§ Data provided:
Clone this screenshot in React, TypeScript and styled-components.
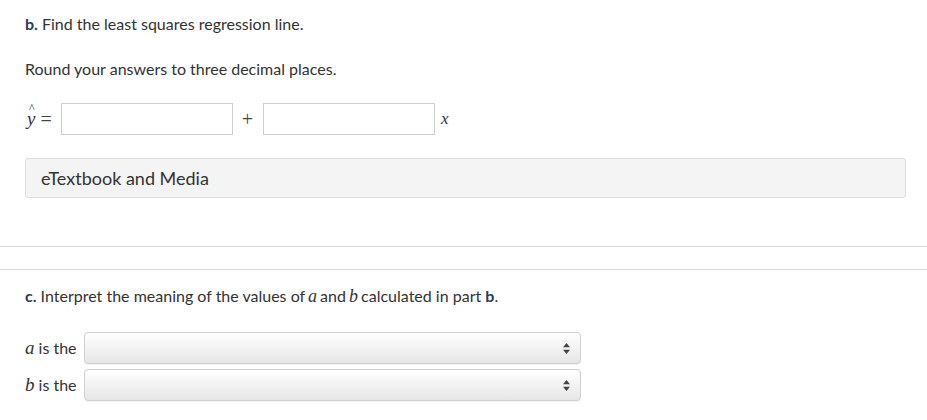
import styled, { createGlobalStyle } from "styled-components";

const GlobalStyle = createGlobalStyle`
  html, body {
    margin: 0;
    padding: 0;
    background: #fff;
  }
  body {
    font-family: Lato, "Open Sans", sans-serif;
    color: #333;
    font-size: 16px;
  }
`;

const Page = styled.div`
  width: 927px;
  height: 420px;
  overflow: hidden;
`;

const Section = styled.section<{ $top: number }>`
  padding: ${({ $top }) => $top}px 21px 0 25px;
`;

const Heading = styled.p`
  margin: 0;
  font-size: 16px;
  line-height: 18px;
  color: #333;

  b {
    font-weight: 700;
    color: #2d3e4f;
  }
`;

const Note = styled.p`
  margin: 27px 0 0;
  font-size: 16px;
  line-height: 18px;
`;

const EquationRow = styled.div`
  display: flex;
  align-items: center;
  margin-top: 25px;
  height: 32px;
`;

const MathVar = styled.span`
  font-family: "Liberation Serif", "DejaVu Serif", serif;
  font-style: italic;
  font-size: 19px;
`;

const InlineVar = styled(MathVar)`
  font-size: 18px;
  margin: 0 -1px;
`;

const Hatted = styled(MathVar)`
  position: relative;
  display: inline-block;
  margin-left: 2px;

  &::before {
    content: "^";
    position: absolute;
    font-style: normal;
    font-size: 12px;
    left: 2px;
    top: -7px;
  }
`;

const Op = styled.span<{ $gapL: number; $gapR: number }>`
  font-family: "Liberation Serif", "DejaVu Serif", serif;
  font-size: 20px;
  color: #444;
  margin: 0 ${({ $gapR }) => $gapR}px 0 ${({ $gapL }) => $gapL}px;
`;

const AnswerBox = styled.input`
  width: 172px;
  height: 32px;
  box-sizing: border-box;
  border: 1px solid #cfcfcf;
  background: #fff;
  padding: 0 6px;
  font: inherit;
`;

const XVar = styled(MathVar)`
  margin-left: 6px;
  font-size: 17px;
`;

const MediaBar = styled.div`
  margin-top: 23px;
  height: 40px;
  box-sizing: border-box;
  display: flex;
  align-items: center;
  padding-left: 15px;
  background: #f4f4f4;
  border: 1px solid #dedede;
  border-radius: 3px;
  font-size: 18px;
  color: #333;
`;

const Rule = styled.hr<{ $top: number }>`
  margin: ${({ $top }) => $top}px 0 0;
  border: 0;
  border-top: 1px solid #d8d8d8;
  height: 0;
`;

const SelectRow = styled.div<{ $top: number }>`
  display: flex;
  align-items: center;
  margin-top: ${({ $top }) => $top}px;
`;

const RowLabel = styled.span`
  width: 59px;
  font-size: 16px;
`;

const FakeSelect = styled.div`
  position: relative;
  width: 497px;
  height: 32px;
  box-sizing: border-box;
  border: 1px solid #d0d0d0;
  border-radius: 4px;
  background: linear-gradient(#ffffff, #e6e6e6);
  box-shadow: 0 1px 1px rgba(0, 0, 0, 0.06);
`;

const Arrows = styled.svg`
  position: absolute;
  right: 10px;
  top: 10px;
`;

function Select() {
  return (
    <FakeSelect>
      <Arrows width="7" height="11" viewBox="0 0 7 11">
        <path d="M3.5 0 L7 4.2 L0 4.2 Z M3.5 11 L7 6.8 L0 6.8 Z" fill="#444" />
      </Arrows>
    </FakeSelect>
  );
}

export default function App() {
  return (
    <Page>
      <GlobalStyle />
      <Section $top={15}>
        <Heading>
          <b>b.</b> Find the least squares regression line.
        </Heading>
        <Note>Round your answers to three decimal places.</Note>
        <EquationRow>
          <Hatted>y</Hatted>
          <Op $gapL={5} $gapR={9}>=</Op>
          <AnswerBox />
          <Op $gapL={9} $gapR={10}>+</Op>
          <AnswerBox />
          <XVar>x</XVar>
        </EquationRow>
        <MediaBar>eTextbook and Media</MediaBar>
      </Section>
      <Rule $top={48} />
      <Rule $top={22} />
      <Section $top={17}>
        <Heading>
          <b>c.</b> Interpret the meaning of the values of <InlineVar>a</InlineVar> and{" "}
          <InlineVar>b</InlineVar> calculated in part <b>b</b>.
        </Heading>
        <SelectRow $top={27}>
          <RowLabel>
            <MathVar>a</MathVar> is the
          </RowLabel>
          <Select />
        </SelectRow>
        <SelectRow $top={5}>
          <RowLabel>
            <MathVar>b</MathVar> is the
          </RowLabel>
          <Select />
        </SelectRow>
      </Section>
    </Page>
  );
}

§ Work instructions: Copy the material shown above in full and exactly. Skip the pictures.

§ Answer to the exercise:
Clone this screenshot in React, TypeScript and styled-components.
import styled, { createGlobalStyle } from "styled-components";

const GlobalStyle = createGlobalStyle`
  html, body {
    margin: 0;
    padding: 0;
    background: #fff;
  }
  body {
    font-family: Lato, "Open Sans", sans-serif;
    color: #333;
    font-size: 16px;
  }
`;

const Page = styled.div`
  width: 927px;
  height: 420px;
  overflow: hidden;
`;

const Section = styled.section<{ $top: number }>`
  padding: ${({ $top }) => $top}px 21px 0 25px;
`;

const Heading = styled.p`
  margin: 0;
  font-size: 16px;
  line-height: 18px;
  color: #333;

  b {
    font-weight: 700;
    color: #2d3e4f;
  }
`;

const Note = styled.p`
  margin: 27px 0 0;
  font-size: 16px;
  line-height: 18px;
`;

const EquationRow = styled.div`
  display: flex;
  align-items: center;
  margin-top: 25px;
  height: 32px;
`;

const MathVar = styled.span`
  font-family: "Liberation Serif", "DejaVu Serif", serif;
  font-style: italic;
  font-size: 19px;
`;

const InlineVar = styled(MathVar)`
  font-size: 18px;
  margin: 0 -1px;
`;

const Hatted = styled(MathVar)`
  position: relative;
  display: inline-block;
  margin-left: 2px;

  &::before {
    content: "^";
    position: absolute;
    font-style: normal;
    font-size: 12px;
    left: 2px;
    top: -7px;
  }
`;

const Op = styled.span<{ $gapL: number; $gapR: number }>`
  font-family: "Liberation Serif", "DejaVu Serif", serif;
  font-size: 20px;
  color: #444;
  margin: 0 ${({ $gapR }) => $gapR}px 0 ${({ $gapL }) => $gapL}px;
`;

const AnswerBox = styled.input`
  width: 172px;
  height: 32px;
  box-sizing: border-box;
  border: 1px solid #cfcfcf;
  background: #fff;
  padding: 0 6px;
  font: inherit;
`;

const XVar = styled(MathVar)`
  margin-left: 6px;
  font-size: 17px;
`;

const MediaBar = styled.div`
  margin-top: 23px;
  height: 40px;
  box-sizing: border-box;
  display: flex;
  align-items: center;
  padding-left: 15px;
  background: #f4f4f4;
  border: 1px solid #dedede;
  border-radius: 3px;
  font-size: 18px;
  color: #333;
`;

const Rule = styled.hr<{ $top: number }>`
  margin: ${({ $top }) => $top}px 0 0;
  border: 0;
  border-top: 1px solid #d8d8d8;
  height: 0;
`;

const SelectRow = styled.div<{ $top: number }>`
  display: flex;
  align-items: center;
  margin-top: ${({ $top }) => $top}px;
`;

const RowLabel = styled.span`
  width: 59px;
  font-size: 16px;
`;

const FakeSelect = styled.div`
  position: relative;
  width: 497px;
  height: 32px;
  box-sizing: border-box;
  border: 1px solid #d0d0d0;
  border-radius: 4px;
  background: linear-gradient(#ffffff, #e6e6e6);
  box-shadow: 0 1px 1px rgba(0, 0, 0, 0.06);
`;

const Arrows = styled.svg`
  position: absolute;
  right: 10px;
  top: 10px;
`;

function Select() {
  return (
    <FakeSelect>
      <Arrows width="7" height="11" viewBox="0 0 7 11">
        <path d="M3.5 0 L7 4.2 L0 4.2 Z M3.5 11 L7 6.8 L0 6.8 Z" fill="#444" />
      </Arrows>
    </FakeSelect>
  );
}

export default function App() {
  return (
    <Page>
      <GlobalStyle />
      <Section $top={15}>
        <Heading>
          <b>b.</b> Find the least squares regression line.
        </Heading>
        <Note>Round your answers to three decimal places.</Note>
        <EquationRow>
          <Hatted>y</Hatted>
          <Op $gapL={5} $gapR={9}>=</Op>
          <AnswerBox />
          <Op $gapL={9} $gapR={10}>+</Op>
          <AnswerBox />
          <XVar>x</XVar>
        </EquationRow>
        <MediaBar>eTextbook and Media</MediaBar>
      </Section>
      <Rule $top={48} />
      <Rule $top={22} />
      <Section $top={17}>
        <Heading>
          <b>c.</b> Interpret the meaning of the values of <InlineVar>a</InlineVar> and{" "}
          <InlineVar>b</InlineVar> calculated in part <b>b</b>.
        </Heading>
        <SelectRow $top={27}>
          <RowLabel>
            <MathVar>a</MathVar> is the
          </RowLabel>
          <Select />
        </SelectRow>
        <SelectRow $top={5}>
          <RowLabel>
            <MathVar>b</MathVar> is the
          </RowLabel>
          <Select />
        </SelectRow>
      </Section>
    </Page>
  );
}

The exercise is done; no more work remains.